Pues bien, gracias a un “negro” palaciego hemos podido disfrutar durante siglos de la segunda parte del Quijote, porque fue este quien puso a la firma de Felipe III la autorización real de impresión, autorizando a Cervantes la publicación de la segunda parte de las andanzas y desventuras del hidalgo caballero.

Afortunadamente, el monarca no hizo amago siquiera de leer la obra del manco de Lepanto, porque de haberlo intentado habría llegado al final de sus días sin pasar de la primera página, pues el ritmo de lectura del monarca era de un renglón por año por cada año bisiesto que pasaba, muriendo Cervantes sin ver impresa su obra, porque sin permiso real no había impresión.

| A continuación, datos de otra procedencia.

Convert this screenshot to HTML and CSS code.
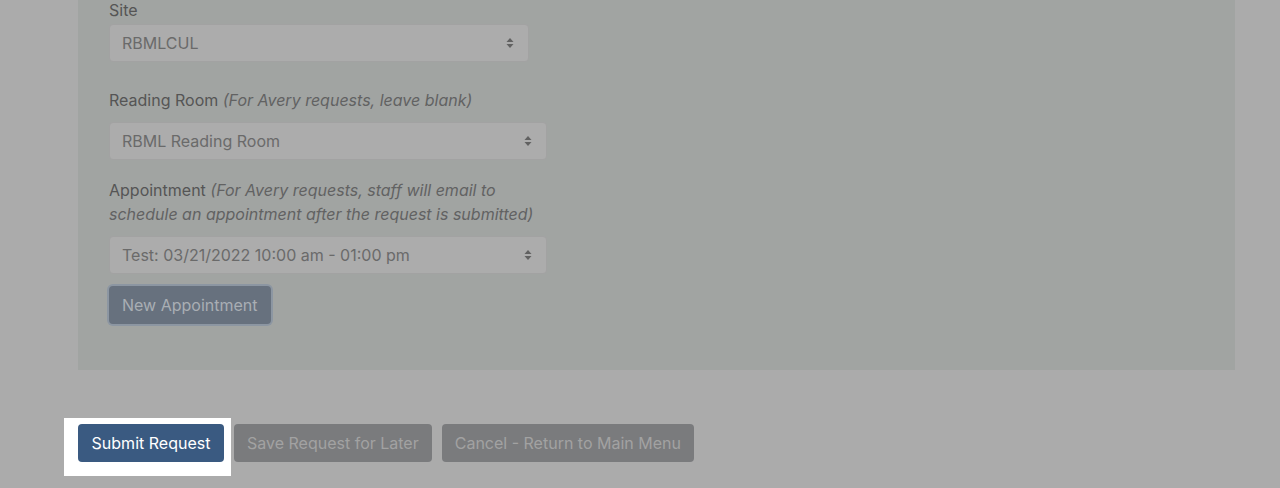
FILE: index.html
```html
<!DOCTYPE html>
<html lang="en">
<head>
  <meta charset="UTF-8" />
  <title>Request</title>
  <link rel="stylesheet" href="styles.css">
</head>
<body>

  <div class="panel">
    <div class="group group-site">
      <label class="field-label">Site</label>
      <div class="select select-short">
        <span>RBMLCUL</span>
        <svg class="caret" width="8" height="12" viewBox="0 0 8 12"><path d="M4 1 L7.5 5 H0.5 Z M4 11 L7.5 7 H0.5 Z" fill="#616161"/></svg>
      </div>
    </div>

    <div class="group group-room">
      <label class="field-label">Reading Room <em>(For Avery requests, leave blank)</em></label>
      <div class="select">
        <span>RBML Reading Room</span>
        <svg class="caret" width="8" height="12" viewBox="0 0 8 12"><path d="M4 1 L7.5 5 H0.5 Z M4 11 L7.5 7 H0.5 Z" fill="#616161"/></svg>
      </div>
    </div>

    <div class="group group-appt">
      <label class="field-label">Appointment <em>(For Avery requests, staff will email to schedule an appointment after the request is submitted)</em></label>
      <div class="select">
        <span>Test: 03/21/2022 10:00 am - 01:00 pm</span>
        <svg class="caret" width="8" height="12" viewBox="0 0 8 12"><path d="M4 1 L7.5 5 H0.5 Z M4 11 L7.5 7 H0.5 Z" fill="#616161"/></svg>
      </div>
      <button class="btn btn-appt">New Appointment</button>
    </div>
  </div>

  <div class="actions">
    <div class="highlight">
      <button class="btn btn-submit">Submit Request</button>
    </div>
    <button class="btn btn-muted">Save Request for Later</button>
    <button class="btn btn-muted">Cancel - Return to Main Menu</button>
  </div>

</body>
</html>
```

FILE: styles.css
```css
body {
  margin: 0;
  padding-bottom: 40px;
  background: #ababab;
  font-family: Inter, "Liberation Sans", sans-serif;
  font-size: 16px;
  line-height: 24px;
  color: #555;
}

.panel {
  margin: 0 45px 0 78px;
  padding: 0 31px 46px 31px;
  background: #a1a4a2;
}

.group {
  width: 438px;
}
.group-site {
  margin-top: -2px;
}
.group-site .field-label {
  margin-bottom: 2px;
}
.group-room {
  margin-top: 26px;
}
.group-appt {
  margin-top: 18px;
}

.field-label {
  display: block;
  margin-bottom: 10px;
  color: #555;
}
.field-label em {
  color: #626262;
}

.select {
  display: flex;
  align-items: center;
  justify-content: space-between;
  box-sizing: border-box;
  height: 38px;
  padding: 0 14px 0 12px;
  border: 1px solid #a2a2a2;
  border-radius: 4px;
  background: #acacac;
  color: #6a6a6a;
}
.select-short {
  width: 420px;
}
.caret {
  display: block;
}

.btn {
  font-family: inherit;
  font-size: 16px;
  line-height: 24px;
  height: 38px;
  padding: 0 12px;
  border: 1px solid transparent;
  border-radius: 4px;
}

.btn-appt {
  margin-top: 12px;
  background: #67717e;
  color: #a9aeb4;
  box-shadow: 0 0 0 2px #8c96a2;
}

.actions {
  display: flex;
  gap: 10px;
  margin: 54px 0 0 78px;
}

.highlight {
  position: relative;
  height: 38px;
}
.highlight::before {
  content: "";
  position: absolute;
  top: -6px;
  left: -14px;
  right: -7px;
  bottom: -14px;
  background: #fff;
}

.btn-submit {
  position: relative;
  display: block;
  width: 146px;
  background: #3a5a81;
  color: #fff;
}

.btn-muted {
  background: #7a7b7d;
  color: #a2a2a2;
}
```
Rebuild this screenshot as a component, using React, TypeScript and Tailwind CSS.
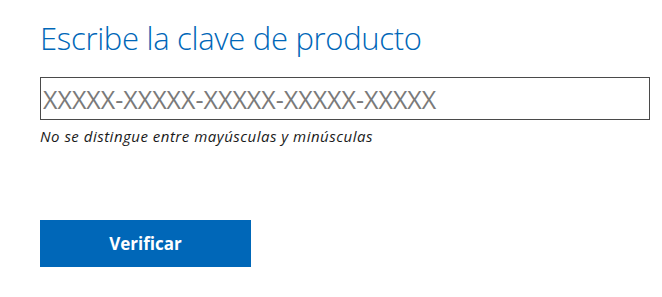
import React from "react";

const App = () => {
  return (
    <div className="bg-white w-[662px] h-[297px] pl-10 pt-[17px] font-['Open_Sans','Liberation_Sans',sans-serif]">
      <h1 className="text-[31px] leading-[42px] font-light text-[#0067b8] tracking-[-0.3px]">
        Escribe la clave de producto
      </h1>
      <input
        type="text"
        placeholder="XXXXX-XXXXX-XXXXX-XXXXX-XXXXX"
        className="mt-[18px] w-[610px] h-[43px] border border-[#4a4a4a] px-[2px] text-[25px] text-[#333] placeholder:text-[#7a7a7a] outline-none"
      />
      <p className="mt-[6px] text-[15px] italic text-[#1a1a1a] leading-[20px] tracking-[0.5px]">
        No se distingue entre mayúsculas y minúsculas
      </p>
      <button className="mt-[74px] w-[211px] h-[47px] bg-[#0067b8] text-white text-[17px] font-bold">
        Verificar
      </button>
    </div>
  );
};

export default App;
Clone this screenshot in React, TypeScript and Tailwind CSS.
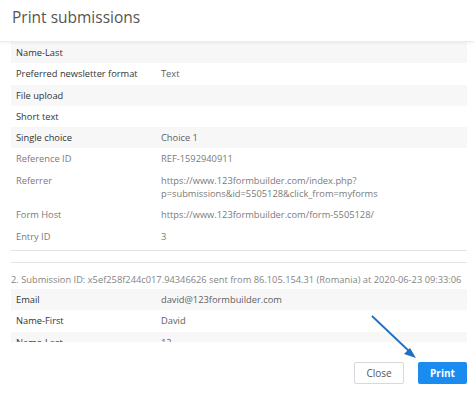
import React from "react";

type Row = { label: string; value?: React.ReactNode; meta?: boolean };

const FIRST: Row[] = [
  { label: "Name-Last" },
  { label: "Preferred newsletter format", value: "Text" },
  { label: "File upload" },
  { label: "Short text" },
  { label: "Single choice", value: "Choice 1" },
  { label: "Reference ID", value: "REF-1592940911", meta: true },
  {
    label: "Referrer",
    value: (
      <>
        https://www.123formbuilder.com/index.php?
        <br />
        p=submissions&amp;id=5505128&amp;click_from=myforms
      </>
    ),
    meta: true,
  },
  { label: "Form Host", value: "https://www.123formbuilder.com/form-5505128/", meta: true },
  { label: "Entry ID", value: "3", meta: true },
];

const SECOND: Row[] = [
  { label: "Email", value: "david@123formbuilder.com" },
  { label: "Name-First", value: "David" },
  { label: "Name-Last", value: "12" },
];

function Rows({ rows }: { rows: Row[] }) {
  return (
    <div>
      {rows.map((r, i) => (
        <div
          key={r.label + i}
          className={`grid grid-cols-[150px_1fr] py-1 leading-[13.3px] ${!r.meta && i % 2 === 0 ? "bg-[#f7f7f7]" : ""}`}
        >
          <div className={`pl-[5px] ${r.meta ? "text-[#7a7a7a]" : "text-[#333]"}`}>{r.label}</div>
          <div className={r.meta ? "text-[#7a7a7a]" : "text-[#606060]"}>{r.value}</div>
        </div>
      ))}
    </div>
  );
}

export default function App() {
  return (
    <div
      className="relative w-[474px] h-[399px] bg-white overflow-hidden flex flex-col text-[9.3px]"
      style={{ fontFamily: '"Open Sans", "Liberation Sans", sans-serif' }}
    >
      <div className="h-[42px] shrink-0 flex items-center pb-[5px] px-3 border-b border-[#ececec] shadow-[0_1px_3px_rgba(0,0,0,0.06)] z-10">
        <h1 className="text-[15.5px] text-[#555]">Print submissions</h1>
      </div>

      {/* scrolled content */}
      <div className="flex-1 overflow-hidden pl-[11px] pr-[7px]">
        <Rows rows={FIRST} />
        <div className="mt-[3px] border-b border-[#e3e3e3]" />
        <div className="mt-[11px] border-t border-[#e3e3e3] pt-[10px] pb-[3px] text-[#858585] leading-[13px] whitespace-nowrap">
          2. Submission ID: x5ef258f244c017.94346626 sent from 86.105.154.31 (Romania) at 2020-06-23 09:33:06
        </div>
        <Rows rows={SECOND} />
      </div>

      {/* footer */}
      <div className="h-[57px] shrink-0 flex justify-end items-start pt-5 pr-[7px] gap-[14px]">
        <button className="w-[50px] h-[22px] border border-[#d9d9d9] rounded-[2px] bg-white text-[#555] text-[10px]">
          Close
        </button>
        <button className="w-[49px] h-[22px] rounded-[2px] bg-[#1a8cf0] text-white text-[10px] font-bold">
          Print
        </button>
      </div>

      {/* annotation arrow */}
      <svg className="absolute left-0 top-0 pointer-events-none" width="474" height="399">
        <line x1="372" y1="316" x2="411" y2="353" stroke="#1f6fc4" strokeWidth="1.8" />
        <polygon points="416,358 404,354 410,348" fill="#1f6fc4" />
      </svg>
    </div>
  );
}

En aquel tiempo, los escritores estaban obligados a entregar sus manuscritos a tres censo-lectores: el del Consejo de Castilla, el vicario de Madrid, – que en este caso delegó en un capellán del arzobispado toledano – y el “negro” de palacio que firmaba la autorización de impresión, si la obra no contenía pasajes que atentaran contra la monarquía y las buenas costumbres del pueblo.

La autorización de impresión llegó a manos de Cervantes firmada un día como hoy de 1615, advirtiendo en su portada que se trataba de la “Segvnda Parte del Ingenioso Cavallero don Qvixote de la Mancha”, a diferencia de la primera parte en que lo llamaba “Hidalgo” porque todavía no había sido armado caballero.